Your task is to reproduce, verbatim and without pictures, the lines from the opening of the listing through the line containing "const yTicks2 = [250, 200, 150, 100, 50, 0];".
START Supplied information
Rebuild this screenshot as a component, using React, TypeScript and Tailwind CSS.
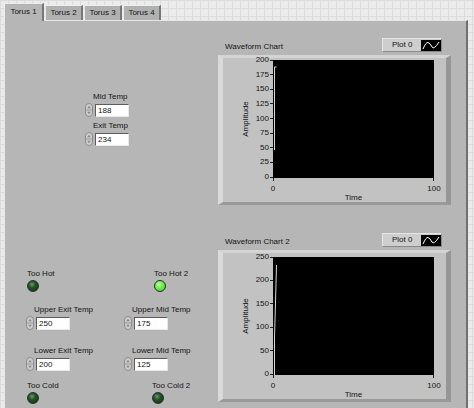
import React from "react";

const yTicks1 = [200, 175, 150, 125, 100, 75, 50, 25, 0];
const yTicks2 = [250, 200, 150, 100, 50, 0];

function Spinner() {
  return (
    <svg width="8" height="14" viewBox="0 0 8 14" className="shrink-0">
      <rect x="0.5" y="0.5" width="7" height="13" rx="3.5" fill="#cdcdcd" stroke="#8c8c8c" />
      <line x1="1" y1="7" x2="7" y2="7" stroke="#9a9a9a" />
      <path d="M2.2 5.2 L4 2.8 L5.8 5.2 Z" fill="#8a8a8a" />
      <path d="M2.2 8.8 L4 11.2 L5.8 8.8 Z" fill="#8a8a8a" />
    </svg>
  );
}

function NumCtl({ label, value }: { label: string; value: string }) {
  return (
    <div className="flex flex-col">
      <div className="h-[10px] whitespace-nowrap pl-[8px] leading-[10px]">{label}</div>
      <div className="mt-[1px] flex items-center gap-[2px]">
        <Spinner />
        <div className="h-[13px] w-[34px] border border-t-[#5c5c5c] border-l-[#5c5c5c] border-r-[#e8e8e8] border-b-[#e8e8e8] bg-white pl-[2px] leading-[11px]">
          {value}
        </div>
      </div>
    </div>
  );
}

function Led({ label, on, shift }: { label: string; on?: boolean; shift: string }) {
  return (
    <div className={`flex flex-col ${shift}`}>
      <div className="h-[10px] whitespace-nowrap leading-[10px]">{label}</div>
      <div
        className={`mt-[1px] h-[12px] w-[12px] rounded-full border border-[#2c2c2c] ${
          on
            ? "bg-[radial-gradient(circle_at_40%_35%,#e4ffd6_0%,#79fb55_30%,#34c41f_100%)]"
            : "bg-[radial-gradient(circle_at_40%_35%,#6f9a6f_0%,#24562a_35%,#0e2d10_100%)]"
        }`}
      />
    </div>
  );
}

function Legend() {
  return (
    <div className="flex h-[14px] w-[60px] items-center border border-t-[#e6e6e6] border-l-[#e6e6e6] border-r-[#8a8a8a] border-b-[#8a8a8a] bg-[#cecece]">
      <span className="ml-[9px] w-[29px] leading-none">Plot 0</span>
      <svg width="20" height="11" viewBox="0 0 20 11" className="bg-black">
        <path d="M2 9 Q5 2 7 2.5 Q9 3 11 7 Q13 10 18 2" fill="none" stroke="#ffffff" strokeWidth="1" />
      </svg>
    </div>
  );
}

function Chart({
  title,
  ticks,
  max,
  trace,
  frameH,
  plotTop,
}: {
  title: string;
  ticks: number[];
  max: number;
  trace: string;
  frameH: string;
  plotTop: string;
}) {
  return (
    <div className="flex w-[233px] flex-col">
      <div className="flex h-[17px] items-start justify-between">
        <span className="mt-[5px] pl-[7px] leading-none">{title}</span>
        <div className="mr-[9px]">
          <Legend />
        </div>
      </div>
      <div
        className={`flex flex-col border-l-[5px] border-t-[3px] border-r-[5px] border-b-[3px] border-l-[#dadada] border-t-[#d4d4d4] border-r-[#969696] border-b-[#9a9a9a] bg-[#c2c2c2] ${frameH}`}
      >
        <div className={`flex ${plotTop}`}>
          <div className="relative h-[118px] w-[50px]">
            <span className="absolute left-[23px] top-1/2 -translate-x-1/2 -translate-y-1/2 -rotate-90 whitespace-nowrap leading-none">
              Amplitude
            </span>
            {ticks.map((t) => (
              <div
                key={t}
                className="absolute right-0 flex items-center"
                style={{ top: `${(1 - t / max) * 117 - 4}px` }}
              >
                <span className="leading-[8px]">{t}</span>
                <span className="ml-[1px] h-px w-[3px] bg-[#222]" />
              </div>
            ))}
          </div>
          <div className="relative h-[118px] w-[161px] bg-black">
            <svg width="161" height="118" className="absolute left-0 top-0">
              <polyline points={trace} fill="none" stroke="#d8d8d8" strokeWidth="1" />
            </svg>
          </div>
        </div>
        <div className="relative ml-[50px] h-[16px] w-[161px]">
          <span className="absolute left-0 top-0 h-[3px] w-px bg-[#222]" />
          <span className="absolute right-0 top-0 h-[3px] w-px bg-[#222]" />
          <span className="absolute left-0 top-[6px] -translate-x-1/2 leading-[9px]">0</span>
          <span className="absolute right-0 top-[6px] translate-x-1/2 leading-[9px]">100</span>
        </div>
        <div className="ml-[50px] mt-[1px] w-[161px] text-center leading-[9px]">Time</div>
      </div>
    </div>
  );
}

function Tab({ label, active }: { label: string; active?: boolean }) {
  return (
    <div
      className={`flex items-center justify-center border-l border-t border-r-2 border-l-[#ececec] border-t-[#ececec] border-r-[#777777] leading-none ${
        active ? "-mb-px h-[18px] w-[40px] bg-[#b6b6b6] pb-[2px]" : "h-[15px] w-[38px] bg-[#b1b1b1]"
      }`}
    >
      {label}
    </div>
  );
}

export default function App() {
  return (
    <div className="h-[408px] w-[474px] overflow-hidden bg-[#ebebeb] bg-[linear-gradient(to_right,#dcdcdc_1px,transparent_1px),linear-gradient(to_bottom,#dcdcdc_1px,transparent_1px)] bg-[size:8px_8px] pt-[3px] font-['Liberation_Sans',Arial,sans-serif] text-[8px] text-[#141414]">
      <div className="relative z-10 flex h-[17px] items-end gap-[1px] pl-[4px]">
        <Tab label="Torus 1" active />
        <Tab label="Torus 2" />
        <Tab label="Torus 3" />
        <Tab label="Torus 4" />
      </div>
      <div className="ml-[4px] flex h-[400px] w-[464px] border-l border-t border-r-2 border-l-[#e6e6e6] border-t-[#e6e6e6] border-r-[#6e6e6e] bg-[#b6b6b6]">
        <div className="flex w-[213px] flex-col">
          <div className="ml-[80px] mt-[71px] flex flex-col gap-[4px]">
            <NumCtl label="Mid Temp" value="188" />
            <NumCtl label="Exit Temp" value="234" />
          </div>
          <div className="ml-[21px] mt-[123px] flex flex-col">
            <div className="flex">
              <div className="w-[98px]">
                <Led label="Too Hot" shift="ml-[1px]" />
              </div>
              <Led label="Too Hot 2" on shift="ml-[30px]" />
            </div>
            <div className="mt-[13px] flex">
              <div className="w-[98px]">
                <NumCtl label="Upper Exit Temp" value="250" />
              </div>
              <NumCtl label="Upper Mid Temp" value="175" />
            </div>
            <div className="mt-[16px] flex">
              <div className="w-[98px]">
                <NumCtl label="Lower Exit Temp" value="200" />
              </div>
              <NumCtl label="Lower Mid Temp" value="125" />
            </div>
            <div className="mt-[10px] flex">
              <div className="w-[98px]">
                <Led label="Too Cold" shift="ml-[1px]" />
              </div>
              <Led label="Too Cold 2" shift="ml-[28px]" />
            </div>
          </div>
        </div>
        <div className="mt-[17px] flex flex-col">
          <Chart
            title="Waveform Chart"
            ticks={yTicks1}
            max={200}
            trace="3.5,7 1.5,7 1.5,90"
            frameH="h-[150px]"
            plotTop="mt-[2px]"
          />
          <div className="mt-[28px]">
            <Chart
              title="Waveform Chart 2"
              ticks={yTicks2}
              max={250}
              trace="1.5,118 1.5,80 2.5,45 3.5,8"
              frameH="h-[152px]"
              plotTop="mt-[4px]"
            />
          </div>
        </div>
      </div>
    </div>
  );
}
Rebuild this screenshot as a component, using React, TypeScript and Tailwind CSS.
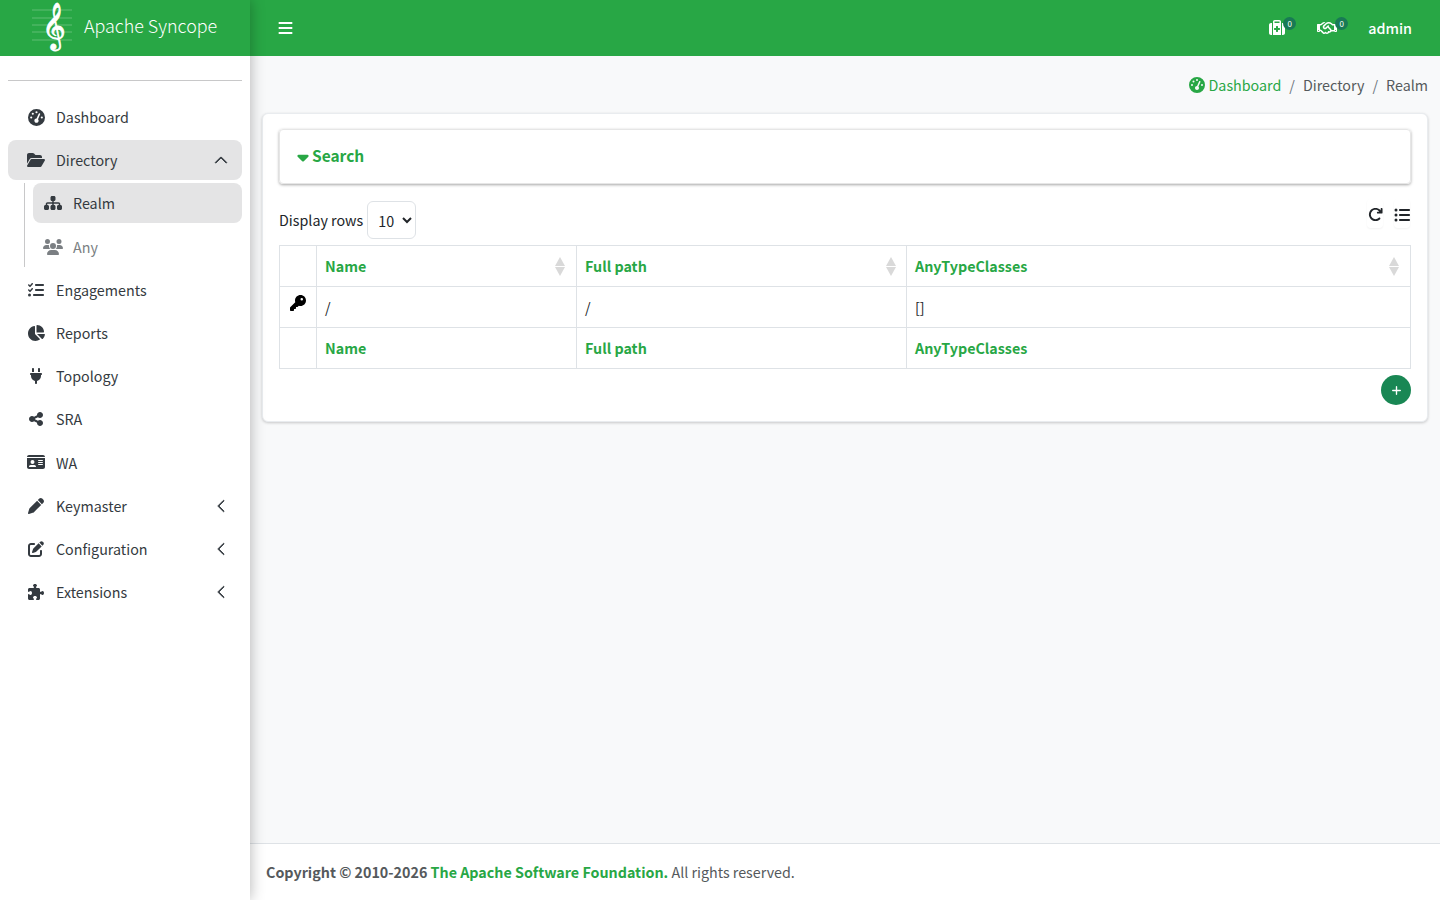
END Supplied information
**Complete output:**
Rebuild this screenshot as a component, using React, TypeScript and Tailwind CSS.
import React from "react";

const yTicks1 = [200, 175, 150, 125, 100, 75, 50, 25, 0];
const yTicks2 = [250, 200, 150, 100, 50, 0];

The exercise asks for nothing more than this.